First Day of the Year

Welcome to 2016 day one. Imagine if on  today we could accurately predict what will happen in 2016? We could write a blog post with predictions and then gloat when they all come true!

Here are some of the outcomes I would like to be able to predict:

  • Which movie will win best picture?
  • Which candidates will win the democratic and republican nominations and from there win the Whitehouse?
  • Which football team will win the Super Bowl and which baseball team will win the World Series?
  • Which stocks should be bought and which should be sold?

But it’s hard to predict questions like these for several reasons. We don’t have all the facts and we don’t know how to rank the facts we do have. The facts can and most likely will change. And even if we have everything we need to make an accurate prediction, it would still only be a probability and even if an outcome is 99.999% likely to happen there is still a slim chance, 0.0001%, that it won’t happen.

One approach to predictions is to use the wisdom of the commons and just ask people what they think. This how opinion polls work. The problem here is that much of the time people don’t know their own opinions and  how a question is asked creates bias towards an answer. Not to mention that people just change their minds over time which makes for stale predictions.

Another approach is to use the wisdom of the market and create a marketplace where people can bet on outcomes. This is really what the stock market is. The prices of Apple, Microsoft, or Alphabet shares aren’t a valuation of what those companies are worth today but what they will be worth at some point in the future. Sadly, the stock market has a spotty record at predicting the future health and success of a company.

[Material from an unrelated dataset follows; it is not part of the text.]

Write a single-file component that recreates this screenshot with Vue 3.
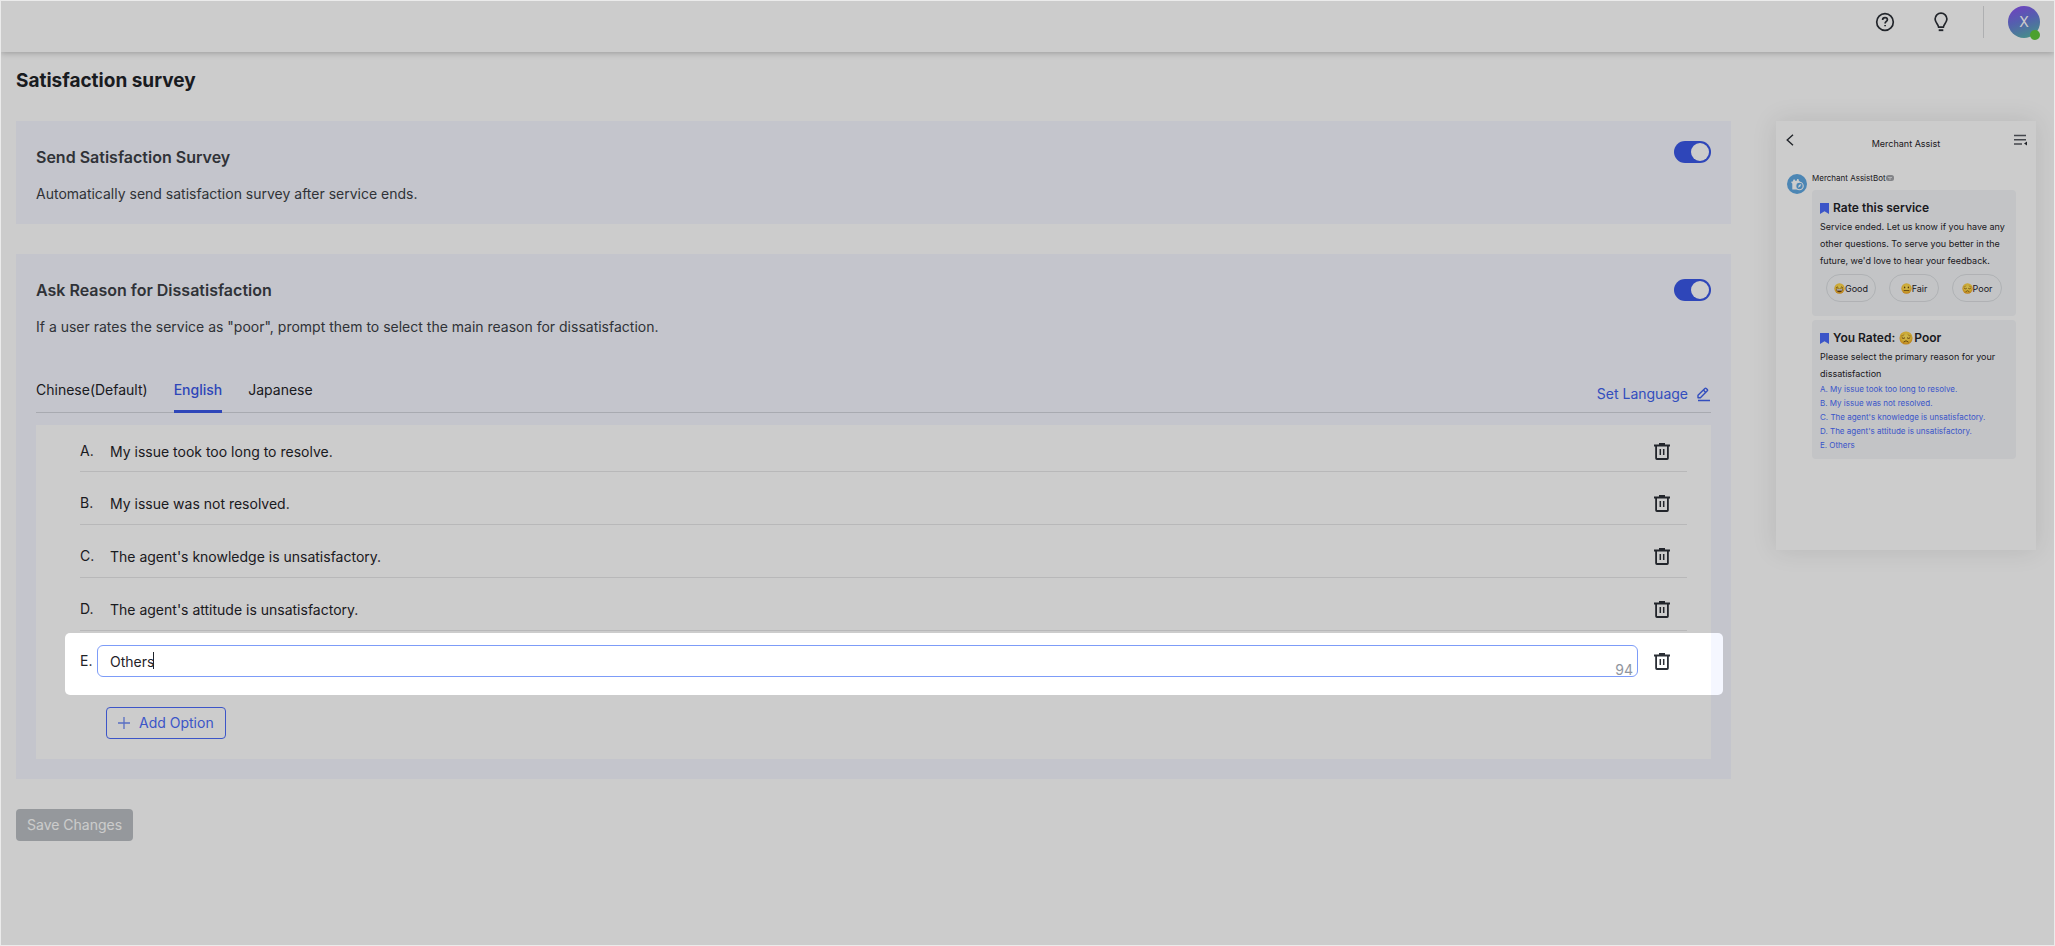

And you can always ask an expert, usually the least accurate way to make a prediction, what she thinks is going to happen. There are enough experts out there that one or two, out of hundreds or thousands, ends up getting lucky and predicting accurate outcomes. There’s a movie out now about how 3-4 people predicted the mortgage crisis of 2008. Sometimes even if you know the future other people are not going to listen. They can’t! They are too invested in the present to make the changes needed to avoid catastrophe. And a thousand years from now we might lean that the financial meltdown in 2008 prevented a worse outcome!

Alan Kay and Abraham Lincoln both said “The best way to predict the future is to create/invent it.”

Given the difficulties involved in  making accurate and reliable predictions and the nature of probability it best not to focus on guessing the future. IT is a  more productive activity  to help bring about  the future that you want happen. Both Kay and Lincoln were pretty smart guys!

So here are some of the things I’d like to make happen in 2016…

  • I’d like the Internet to go faster so I’m going to do my best to speed up the performance of websites, mobile apps, and services I’m responsible for. Waiting for resources to load is killing all of us. We don’t need new tools and frameworks to speed up the Internet. We just need to do our jobs better!
  • I’d like there to be less misinformation and more accurate information available on the Internet so I’m going to encourage thoughtful, civil, responsible people to blog and post more. Maybe that will crowd out some of the noise.
  • I’d like more people to enjoy Math and Science and coding so I’m going to be more an advocate of learning Calculus in middle age, keeping up with Science at any age, and learning to code from non-Computer Science backgrounds. (I love music, novels, and movies but Geometry and Algorithms deserve appreciation too!)

I predict these tasks will be tough but I’ll make some progress-especially since  a whole lot of other people are working toward the same goals.